Heureusement, Jean-Christophe Averty, cinglé de music hall et fou de Jazz à qui Martial Solal dédia " Averty c'est moi " était là pour filmer ces concerts. Pensez que la même chaîne unique, publique, l'ORTF, diffusait à la fois " Intervilles " et John Coltrane en concert! Si les 48 mn du concert du 26 juillet se trouvent en CD, seules les 12 premières minutes du concert ont été filmées. Elles apportent bien plus que des heures de musique fade.C'est la grande musique sacrée du XX° siècle. John Coltrane avait les mêmes initiales que Jesus Christ. A croire que ce n'était pas un hasard tant sa musique dégageait d'amour et de foi. Elvin Jones disait de Coltrane qu'il n'était pas un homme mais un ange descendu sur Terre pour jouer sa musique. Même sur écran, presque 50 ans après, en noir et blanc, le groupe est impressionnant. A l'époque, le public est resté cloué par cette musique. L'effet marche encore.
Jean-Christophe Averty pratique ses jeux visuels, ses cadrages-débordements comme disent les rugbymen, ses surimpressions, surexpositions, ses plans passant du visage aux mains aussi vite que la pensée du musicien. Il faut un amour suprême de cette musique pour la filmer aussi bien. Comme chez son ami Sonny Rollins, le saxophone ténor a l'air d'un jouet malléable entre les mains de John Coltrane.Mac Coy Tyner dompte son piano, le force à lui obéir. Elvin Jones écoute, regarde, relance, répond. Jimmy Garrison, au centre, tient l'édifice. John Coltrane et Jimmy Garrison jouent yeux fermés, Mac Coy Tyner et Elvin Jones yeux grand ouverts.

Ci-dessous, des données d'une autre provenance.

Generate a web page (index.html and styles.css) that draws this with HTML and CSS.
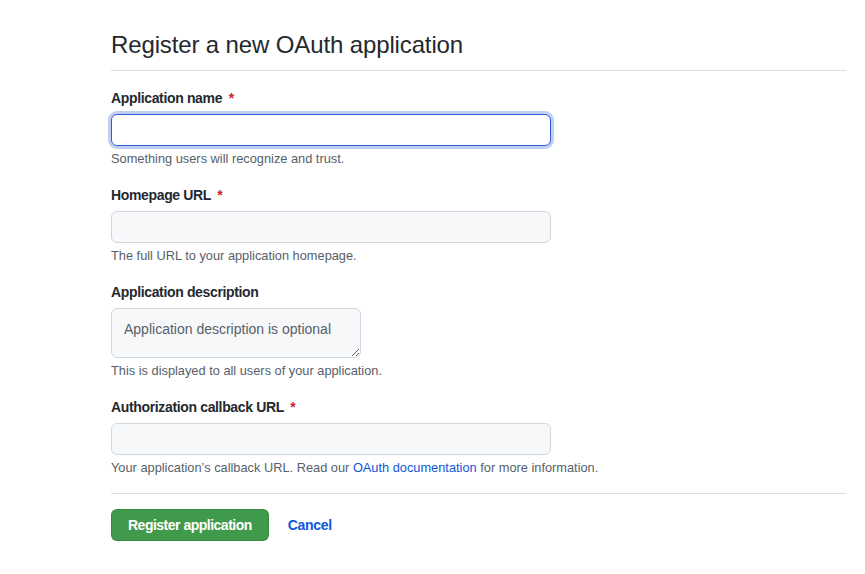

Le lendemain, le mardi 27 juillet 1965, le quartet revenait sur scène pour jouer ses standards. " Naima ", " Ascension ", " Impressions ". Il les joue dans une inspiration paroxystique face à un public médusé. Les survivants doivent s'en souvenir encore. Les spectateurs restent mais ils osent à peine applaudir tant ils sont abasourdis par la puissance de cette musique, puissance qui n'est pas fonction d'un volume sonore élevé comme le croient les amateurs de musique amplifiée. Pendant les 10mn de solo de Jimmy Garrison qui introduit " Impressions " vous ne pouvez que rester bouche bée. La contrebasse semble suer. Elle sonne comme une guitare, une contrebasse, un violoncelle, un oud. L'engagement est total, même sur une ballade comme " Naima ". Ils jouent la musique la plus libre du monde en costumes noirs et noeud papillon. Tant de saxophonistes aimeraient jouer comme cela avec une telle rythmique derrière eux. Malheureusement pour eux et nous, c'st impossible. Autant vouloir écrire comme Marcel Proust ou Céline. Ce style est si irréductiblement lié à ses créateurs que toute copie reste une simple copie. C'est injouable. La barre est placée bien plus haut que 6m16.
Le film est à voir sur Mezzo le jeudi 13 mars 2014 à 20h30. Vous pouvez aussi vous offrir le DVD pour pouvoir, quand vous le désirez, vous retrouver à Antibes, dans la pinède Gould, face au quartette de John Coltrane par un beau soir de l'été 1965.Rien à ajouter.